Submitted by the Grange
Join the San Juan Island Grange on May 9 for a thoughtful discussion of how we can approach gardening, farming, forestry and land management with a more nuanced understanding of invasive species. How can we mimic nature in managing the overabundance of a particular species? The event is part of the San Juan Island Grange Lecture Series at 7 p.m. at Grange Hall. The lecture follows a 6 p.m. potluck.
Tao Orion is the author of “Beyond the War on Invasive Species: A Permaculture Perspective on Ecosystem Restoration.” She is passionate about linking restoration with the thoughtful design of human and non-human habitat. Orion lives with her family near Eugene, Oregon, and is a permaculture designer, educator and farmer.

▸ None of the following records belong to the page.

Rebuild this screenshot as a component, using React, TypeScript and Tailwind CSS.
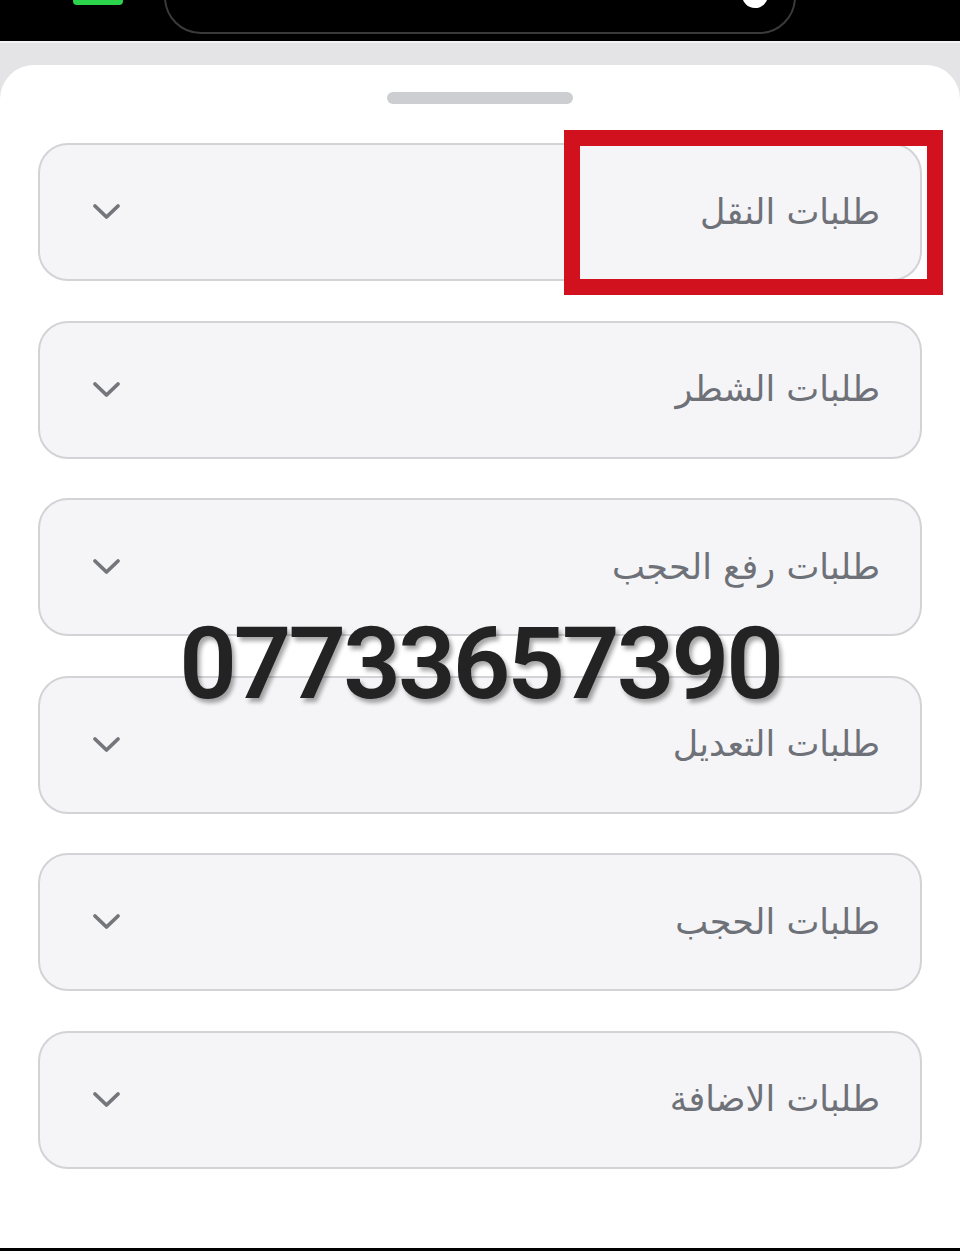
import React from "react";

const items = [
  "طلبات النقل",
  "طلبات الشطر",
  "طلبات رفع الحجب",
  "طلبات التعديل",
  "طلبات الحجب",
  "طلبات الاضافة",
];

function Chevron() {
  return (
    <svg width="30" height="18" viewBox="0 0 30 18" fill="none">
      <path d="M3 3 L14.5 14 L26 3" stroke="#74767c" strokeWidth="3.8" strokeLinecap="round" strokeLinejoin="round" />
    </svg>
  );
}

export default function App() {
  return (
    <div className="relative w-[960px] h-[1251px] bg-black flex flex-col overflow-hidden" style={{ fontFamily: '"DejaVu Sans", "Noto Sans", sans-serif' }}>
      {/* status / top bar */}
      <div className="relative h-[41px] bg-black shrink-0">
        <div className="absolute left-[73px] top-[-6px] w-[50px] h-[11px] rounded-[4px] bg-[#2bd44a]" />
        <div className="absolute left-[164px] top-[-40px] w-[632px] h-[74px] rounded-[40px] border-2 border-[#3a3a3c]" />
        <div className="absolute left-[742px] top-[-14px] w-[26px] h-[22px] rounded-b-full bg-white" />
      </div>
      <div className="h-[2px] bg-[#f2f2f4] shrink-0" />
      <div className="flex-1 bg-[#e4e4e6] pt-[22px] flex flex-col">
        <div className="flex-1 bg-white rounded-t-[34px] flex flex-col pt-[27px]">
          <div className="mx-auto w-[186px] h-[12px] rounded-full bg-[#cdced2]" />
          <div className="mt-[39px] px-[38px] flex flex-col gap-[39.5px]">
            {items.map((t) => (
              <div
                key={t}
                dir="rtl"
                className="h-[138px] rounded-[30px] border-2 border-[#d3d3d7] bg-[#f5f5f7] flex items-center justify-between pr-[40px] pl-[52px]"
              >
                <span className="text-[35px] text-[#6e7178] leading-none">{t}</span>
                <Chevron />
              </div>
            ))}
          </div>
        </div>
      </div>
      <div className="h-[3px] bg-black shrink-0" />

      {/* red highlight */}
      <div className="absolute left-[564px] top-[130px] w-[379px] h-[165px] border-[16px] border-[#d2111e]" />

      {/* watermark number */}
      <div
        className="absolute left-0 right-0 top-[613px] text-center text-[101px] font-semibold text-[#232323] leading-none tracking-[-3px]"
        style={{ fontFamily: 'Roboto, "Liberation Sans", sans-serif', textShadow: "3px 4px 4px rgba(0,0,0,0.35)" }}
      >
        07733657390
      </div>
    </div>
  );
}
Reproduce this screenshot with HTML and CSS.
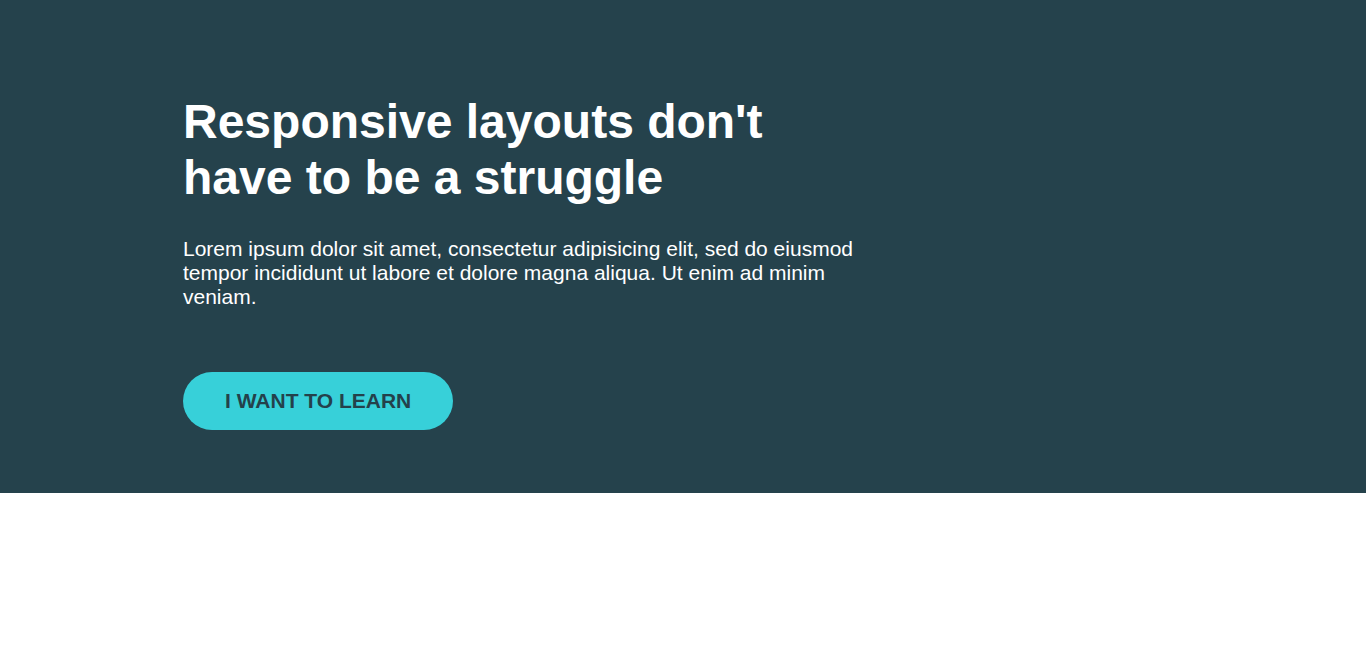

How do we deal with the rising tide of invasive species spreading throughout our island and our world? What role are these plants and animals playing in the ecosystem and how did they get here? We live in an era of unprecedented concern for the damage being done to the natural world, but also an almost equal level of concern about plants and animals out of place. In a world beset by pollution and climate change, are invasive species just one more nail in the coffin, or a sign that life will find a way?
Invasive species and invasive plants, in particular, pose a complex challenge for our society. Thorny and poisonous weeds proliferate alongside roadways and in our hayfields while others spread anywhere footsteps touch. Yet some of these invaders perform essential functions providing food and habitat for wildlife while we destroy them with toxic herbicides in the name of environmental restoration. Some species create monocultures that smother diversity, yet hold potent medicinal properties or have other vital uses waiting to be harvested. Wherever we disturb the soil, something will take root whether we like it or not.
Join the Grange for a meal, or just come for the lecture. The Grange is nonpartisan, and so is this event. All are welcome, including kids. Part of the Grange Lecture Series, organizers strive to support a resilient community of growers, makers and keepers to foster social and political engagement and to maintain the hall as a home for celebrations and programs.